When asked about what the concept of sustainable development means for poor counties like Perry County, Goree replied that community leaders should look to scientists and technology to improve the lives of poor people and protect local resources. He explained that in the last 100 years there have been three scientific revolutions that have greatly improved the lives of people around the world: pesticides, fertilizers, and bio-engineered crops. He also pointed out that his own family history is a cautionary tale of the dangers of land degradation. His family left old lands back east in North Carolina and Georgia to move to new farming lands in Alabama before exhausting them and moving to Texas. Goree also believes that the current economic downturn is the perfect time for communities to embrace more responsible and efficient practices and values.

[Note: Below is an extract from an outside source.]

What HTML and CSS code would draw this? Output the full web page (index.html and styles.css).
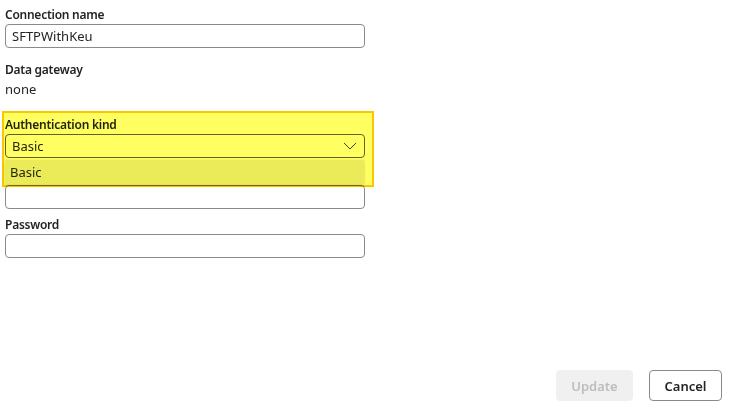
FILE: index.html
```html
<!DOCTYPE html>
<html lang="en">
<head>
  <meta charset="UTF-8">
  <title>Edit connection</title>
  <link rel="stylesheet" href="styles.css">
</head>
<body>

  <main class="form">
    <!-- Connection -->
    <div class="field field-name">
      <label class="label" for="connName">Connection name</label>
      <input class="input" id="connName" type="text" value="SFTPWithKeu">
    </div>

    <div class="field field-gateway">
      <div class="label">Data gateway</div>
      <div class="value">none</div>
    </div>

    <!-- Auth -->
    <div class="field field-auth">
      <div class="label">Authentication kind</div>
      <div class="select">
        <span>Basic</span>
        <svg class="chevron" width="14" height="8" viewBox="0 0 14 8">
          <path d="M1 1 L7 7 L13 1" fill="none" stroke="#424242" stroke-width="1"/>
        </svg>
      </div>
      <ul class="listbox">
        <li class="option">Basic</li>
      </ul>
      <div class="highlight"></div>
    </div>

    <!-- username label sits under the open listbox -->
    <div class="field field-user">
      <input class="input" id="user" type="text" aria-label="Username">
    </div>

    <div class="field field-pass">
      <label class="label" for="pass">Password</label>
      <input class="input" id="pass" type="password">
    </div>
  </main>

  <footer class="actions">
    <button class="btn btn-primary" disabled>Update</button>
    <button class="btn">Cancel</button>
  </footer>

</body>
</html>
```

FILE: styles.css
```css
html, body {
  height: 100%;
}

body {
  margin: 0;
  padding: 4px 9px 13px 5px;
  box-sizing: border-box;
  display: flex;
  flex-direction: column;
  font-family: "Noto Sans", "Open Sans", sans-serif;
  color: #242424;
  background: white;
}

.form {
  width: 360px;
  display: flex;
  flex-direction: column;
}

.field {
  display: flex;
  flex-direction: column;
  margin-top: 6px;
}

.field-name {
  margin-top: 0;
}

.field-gateway {
  margin-top: 11px;
}

.field-auth {
  position: relative;
  margin-top: 15px;
}

.field-user {
  margin-top: 27px;
}

.field-pass {
  margin-top: 5px;
}

.label {
  box-sizing: border-box;
  height: 20px;
  padding-top: 1px;
  font-size: 12px;
  font-weight: 600;
  line-height: 20px;
  letter-spacing: -0.25px;
}

.value {
  padding-top: 1px;
  font-size: 13px;
  line-height: 19px;
}

.input, .select {
  box-sizing: border-box;
  width: 360px;
  height: 24px;
  margin: 0;
  padding: 0 6px;
  border: 1px solid #8a8a8a;
  border-radius: 4px;
  font-family: inherit;
  font-size: 13px;
  color: #242424;
  background: white;
  outline: none;
}

.select {
  display: flex;
  align-items: center;
  justify-content: space-between;
  border-color: #616161;
  padding-right: 7px;
}

.listbox {
  position: absolute;
  top: 46px;
  left: 0;
  width: 359px;
  margin: 0;
  padding: 0;
  list-style: none;
  background: white;
  box-shadow: 0 1px 3px rgba(0, 0, 0, 0.18);
  z-index: 2;
}

.option {
  height: 24px;
  line-height: 25px;
  padding-left: 5px;
  font-size: 13px;
  background: #ebebeb;
}

.highlight {
  position: absolute;
  top: -3px;
  left: -3px;
  width: 372px;
  height: 76px;
  box-sizing: border-box;
  border: 2px solid #f8c800;
  background: #ffff62;
  mix-blend-mode: multiply;
  pointer-events: none;
  z-index: 3;
}

.actions {
  margin-top: auto;
  display: flex;
  justify-content: flex-end;
  gap: 16px;
}

.btn {
  height: 31px;
  min-width: 73px;
  padding: 0 12px;
  border: 1px solid #8a8a8a;
  border-radius: 4px;
  background: white;
  color: #242424;
  font-family: inherit;
  font-size: 13px;
  font-weight: 600;
  cursor: pointer;
}

.btn-primary {
  min-width: 77px;
  border-color: #f0f0f0;
  background: #f0f0f0;
  color: #bdbdbd;
  cursor: default;
}
```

“The concept of sustainable development is much more nuanced than that of environmentalism. Environmentalism is focused on the environment. Sustainable development is concerned with the well-being of the individual but not at the expense of resources needed in the future. It is human centered.”
Goree has been married to Pamela Chasek since 1994 and has two children, Sam (born 1995) and Kai (born 1998). There is no Langston James Goree VII yet because Goree’s wife is an Ashkenazi Jew, and their tradition does not allow living family members to share the same name. “I broke a tradition by using a tradition,” joked Goree.
His interests outside of work and family include cycling and technology.
Kimo Goree has never been to Perry County, but he says that it might be time to rediscover his Alabama roots. “I may have to load up the wife and kids and come on down,” he said.